A large handful of things have changed at Wake Forest in the transition from the Dave Clawson era to the Jack Dickert world. The offense is different. The coaching staff was overhauled. There is unprecedented access to the transfer portal players via the admissions department. And there is a new approach to Wake players being offered opportunities at other schools (see: tampering).
There is a new transfer portal system that goes into place effective immediately. The Spring window that lasted for two weeks toward the end of Spring camp is gone. The Winter window is no longer 30 days stretching from December into January. We are now at two weeks from early to mid-January.
“We’re Paying on Production, Not Potential”
A Change in the System Creates A Change in Approach
What isn’t new is the concept of player tampering. Players are still being offered financial opportunities at other schools if they enter the transfer portal. It’s been going on everywhere, including Wake Forest, for as long as there has been a portal. Sam Hartman meeting with Notre Dame assistants during the week of the Gasparilla Bowl; players being approached on the field in the post-game handshakes; offers being relayed to the Wake coaching staff, for some in hopes of finding a way to make more money. That’s not as likely to work the way it may have in the past.
The difference in Winston-Salem is the approach. “We’re paying on production, not potential,” Dickert said earlier this week when asked about the new system and if it changes the potential for tampering.
For the last few years, Clawson would tell the media by mid-October about players coming to him and telling him of offers from other schools. He was clear that he was grateful they were telling him upfront. Not everyone was using it as a negotiating tool. Some were using it as a way just to let him know what was going on. But Clawson was open about his struggles with the level of finances coming from the Collective or the low-budget NIL opportunities. His point was that Wake could not compete with the better-financed programs for top players, including some from its own roster.

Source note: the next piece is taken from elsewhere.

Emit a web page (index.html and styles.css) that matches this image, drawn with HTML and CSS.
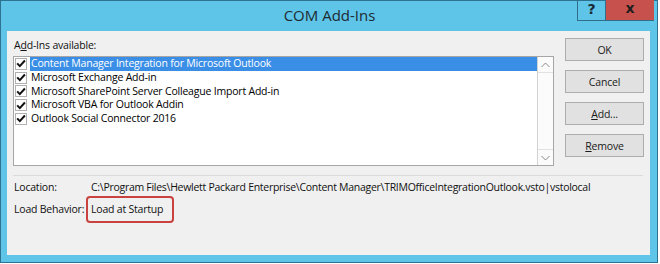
FILE: index.html
```html
<!DOCTYPE html>
<html lang="en">
<head>
  <meta charset="UTF-8" />
  <title>COM Add-Ins</title>
  <link rel="stylesheet" href="styles.css">
</head>
<body>
  <div class="window">
    <div class="titlebar">
      <div></div>
      <div class="title">COM Add-Ins</div>
      <div class="caption-buttons">
        <div class="cap-help">?</div>
        <div class="cap-close">x</div>
      </div>
    </div>

    <div class="client">
      <div class="top">
        <div class="left">
          <div class="label">A<u>d</u>d-Ins available:</div>
          <div class="listbox">
            <div class="items">
              <div class="item selected">
                <span class="check"><svg width="11" height="11" viewBox="0 0 11 11"><path d="M1.3 5.4 L4.2 8.4 L9.8 2.2" fill="none" stroke="#111" stroke-width="2.2"/></svg></span>
                <span class="text">Content Manager Integration for Microsoft Outlook</span>
              </div>
              <div class="item">
                <span class="check"><svg width="11" height="11" viewBox="0 0 11 11"><path d="M1.3 5.4 L4.2 8.4 L9.8 2.2" fill="none" stroke="#111" stroke-width="2.2"/></svg></span>
                <span class="text">Microsoft Exchange Add-in</span>
              </div>
              <div class="item">
                <span class="check"><svg width="11" height="11" viewBox="0 0 11 11"><path d="M1.3 5.4 L4.2 8.4 L9.8 2.2" fill="none" stroke="#111" stroke-width="2.2"/></svg></span>
                <span class="text">Microsoft SharePoint Server Colleague Import Add-in</span>
              </div>
              <div class="item">
                <span class="check"><svg width="11" height="11" viewBox="0 0 11 11"><path d="M1.3 5.4 L4.2 8.4 L9.8 2.2" fill="none" stroke="#111" stroke-width="2.2"/></svg></span>
                <span class="text">Microsoft VBA for Outlook Addin</span>
              </div>
              <div class="item">
                <span class="check"><svg width="11" height="11" viewBox="0 0 11 11"><path d="M1.3 5.4 L4.2 8.4 L9.8 2.2" fill="none" stroke="#111" stroke-width="2.2"/></svg></span>
                <span class="text">Outlook Social Connector 2016</span>
              </div>
            </div>
            <div class="scrollbar">
              <div class="arrow"><svg width="9" height="6" viewBox="0 0 9 6"><path d="M0.5 5 L4.5 1 L8.5 5" fill="none" stroke="#8a8a8a" stroke-width="1"/></svg></div>
              <div class="track"></div>
              <div class="arrow"><svg width="9" height="6" viewBox="0 0 9 6"><path d="M0.5 1 L4.5 5 L8.5 1" fill="none" stroke="#8a8a8a" stroke-width="1"/></svg></div>
            </div>
          </div>
        </div>

        <div class="buttons">
          <button>OK</button>
          <button>Cancel</button>
          <button><u>A</u>dd...</button>
          <button><u>R</u>emove</button>
        </div>
      </div>

      <div class="separator"></div>

      <div class="info">
        <div>Location:</div>
        <div class="path">C:\Program Files\Hewlett Packard Enterprise\Content Manager\TRIMOfficeIntegrationOutlook.vsto|vstolocal</div>
        <div>Load Behavior:</div>
        <div><span class="highlight">Load at Startup</span></div>
      </div>
    </div>
  </div>
</body>
</html>
```

FILE: styles.css
```css
* {
  margin: 0;
  padding: 0;
  box-sizing: border-box;
}

body {
  background: #ffffff;
  font-family: 'Open Sans', sans-serif;
  font-size: 10.5px;
  letter-spacing: -0.2px;
  color: #111;
}

.window {
  width: 658px;
  height: 263px;
  background: #5ec5e8;
  border: 1px solid #2d7391;
  display: flex;
  flex-direction: column;
}

.titlebar {
  height: 30px;
  display: grid;
  grid-template-columns: 1fr auto 1fr;
}

.title {
  font-size: 15px;
  letter-spacing: 0;
  color: #1d2b33;
  line-height: 28px;
  padding-left: 1px;
}

.caption-buttons {
  justify-self: end;
  display: flex;
  height: 21px;
  margin-top: -1px;
  margin-right: 3px;
}

.cap-help {
  width: 28px;
  border: 1px solid #2f6f8a;
  border-top: none;
  border-right: none;
  text-align: center;
  font-family: 'DejaVu Sans', sans-serif;
  font-weight: bold;
  font-size: 14px;
  line-height: 19px;
  color: #1a2a33;
}

.cap-close {
  width: 49px;
  background: #c7524d;
  border-bottom: 1px solid #2f6f8a;
  border-left: 1px solid #2f6f8a;
  text-align: center;
  font-family: 'DejaVu Sans', sans-serif;
  font-weight: bold;
  font-size: 14px;
  line-height: 17px;
  color: #1e1e1e;
}

.client {
  flex: 1;
  margin: 0 7px 7px 6px;
  background: #f0f0f0;
  padding: 6px 6px 0 6px;
}

.top {
  display: flex;
  gap: 11px;
}

.left {
  width: 541px;
}

.label {
  line-height: 16px;
  height: 16px;
  margin-bottom: 3px;
  padding-left: 1px;
}

.listbox {
  height: 110px;
  background: #fff;
  border: 1px solid #a6a6a6;
  display: flex;
}

.items {
  flex: 1;
  padding-left: 1px;
}

.item {
  display: flex;
  align-items: center;
  height: 13.75px;
  color: #000;
}

.check {
  width: 12px;
  height: 12px;
  border: 1px solid #b0b0b0;
  background: #fff;
  display: flex;
  align-items: center;
  justify-content: center;
  margin-right: 3px;
}

.item .text {
  flex: 1;
  padding-left: 1px;
  line-height: 13.75px;
  white-space: nowrap;
}

.item.selected .text {
  background: #3a8ee6;
  color: #fff;
}

.scrollbar {
  width: 16px;
  border-left: 1px solid #d2d2d2;
  display: flex;
  flex-direction: column;
  background: #fbfbfb;
}

.arrow {
  height: 16px;
  display: flex;
  align-items: center;
  justify-content: center;
  border-bottom: 1px solid #e2e2e2;
}

.arrow:last-child {
  border-bottom: none;
  border-top: 1px solid #e2e2e2;
}

.track {
  flex: 1;
}

.buttons {
  width: 79px;
  display: flex;
  flex-direction: column;
  gap: 9px;
  padding-top: 1px;
}

.buttons button {
  height: 23px;
  background: #e1e1e1;
  border: 1px solid #adadad;
  font-family: 'Open Sans', sans-serif;
  font-size: 10.5px;
  letter-spacing: -0.2px;
  color: #1a1a1a;
}

.separator {
  height: 1px;
  background: #dadada;
  margin-top: 9px;
  margin-right: 1px;
}

.info {
  display: grid;
  grid-template-columns: 77px 1fr;
  line-height: 22px;
  padding-left: 1px;
  white-space: nowrap;
}

.info .path {
  letter-spacing: -0.28px;
}

.highlight {
  position: relative;
}

.highlight::after {
  content: "";
  position: absolute;
  left: -5px;
  right: -11px;
  top: -6px;
  bottom: -7px;
  border: 2.5px solid #c9423f;
  border-radius: 4px;
}
```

Dickert’s engagement plan differs. He said he had dealt with the early tampering issues when he was at Washington State. But his message now is about timing. “Focus is real. And one thing we’ve talked about is controlling your environment. We’re not going to negotiate contracts until after the season,” he said. “We’re going to let that all play out.”
He acknowledged that, like any program, Wake Forest will have players who are a priority to retain.. And then the staff will work its way through the roster and then on to money for potential portal players. “Our guys need to be focused on finishing these games [the final six games of the season],” he said. He repeated his mantra to the players about controlling the environment. “Who you let into those conversations, and who you’re listening to. And are you getting the truth? All of those things are really, really important to our success.”
Easier Path
The change in the portal window calendar does allow Dickert some time to talk with his players after the season. It is something Clawson did not have.
The Winter window used to begin in early December, right after conference championship weekend. Being ready with new agreements for your players or defined budgets for transfer players had to be done by the first weekend of December.
The move to change the calendar was something advocated by coaches across the country for a long time. At the American Football Coaches Association meeting in Charlotte in January, we talked with several coaches who said the December calendar was untenable. Under the old format, there was the start of the portal window, high school recruiting/signing days, and post-season bowl prep for many.
For a school like Wake Forest, Clawson said, with no postseason appearances for the last two seasons, his players had the ability to get active in talks with other schools very early in the process. He also had a consistent message, particularly in the last month of his coaching career at Wake, that the school did not have the financial resources he needed.
With all schools on the same salary cap via the House v. NCAA revenue sharing agreement
Flaws in the New System
Dickert, like many coaches we have spoken with over the last nine months, is in favor of the one portal window. They are also in favor of the January time frame. And for any player who is on a team that is still playing when the window closes, they are granted an extra five days from the end of their school’s season.
But there are now communication restrictions also built in. In an effort to cut down on the tampering, schools can only talk with their own players in December when it comes to the contracts. A player must be in the portal for another school to communicate with him. That has always been the rule, from a technical standpoint. But now four weeks of portal activity is going to be compressed into two. That goes from player entry to official talks with other schools and financial agreements.
Dickert said not having an official communication window prior to the actual portal window is likely to create more tampering, not less. He projects chaos for the two-week January window. “We could get to know these kids, and we could see who is in. And we could get transcripts and meet and talk numbers and contracts before they even get here,” he said. “Now it’s going to be a mad dash for 15 days.” He said not having the communication window in December means the NCAA is saying, “Tampering is ok. That’s to me what one window represents in January [without the December communications window].”
The Road Ahead
He called it a big miss in the new system. But he believes everything is subject to change in the new world order of college sports. “I think there is a lot that goes on. I think our game is still evolving. For Dickert, the next subject on the priority list for the business of college football is a better refining, defining and regulation of NIL and Collectives.